Most of our Grafana Dashboards have a chart for CPU Usage. But it looks like for some reason, each of the dashboards is using a different metrics for it. For example:
- Kafka dashboard is using container_cpu_usage_seconds_total (https://github.com/strimzi/strimzi-kafka-operator/blob/d407e36726b9c68bdddbc5fc7f1ae342ac787a4e/examples/metrics/grafana-dashboards/strimzi-kafka.json#L855). The same metric seems to be used also for Zoo for example:
sum(rate(container_cpu_usage_seconds_total{namespace=\"$kubernetes_namespace\",pod=~\"$strimzi_cluster_name-$kafka_broker\",container=\"kafka\"}[5m])) by (pod)

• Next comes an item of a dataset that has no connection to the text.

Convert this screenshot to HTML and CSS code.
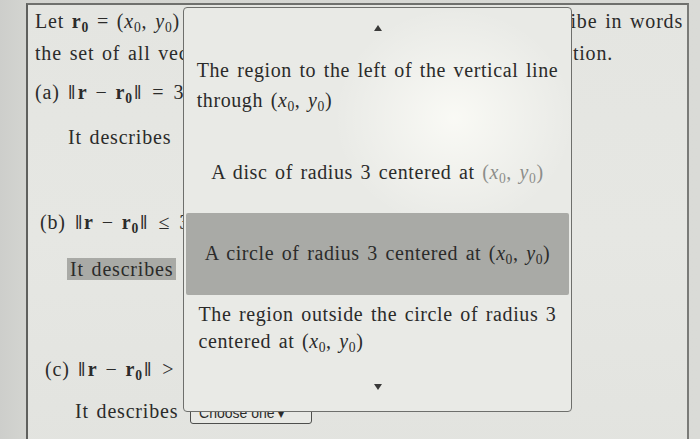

- Connect is using process_cpu_seconds_total (https://github.com/strimzi/strimzi-kafka-operator/blob/d407e36726b9c68bdddbc5fc7f1ae342ac787a4e/examples/metrics/grafana-dashboards/strimzi-kafka-connect.json#L433):
rate(process_cpu_seconds_total{strimzi_io_kind=~\"KafkaConnect.*\",strimzi_io_cluster=\"$strimzi_connect_cluster_name\"}[1m])
I think we should ideally use the same metric in all dashboards to make sure it gives a consistent view.
This has been raised by Strimzi#4135.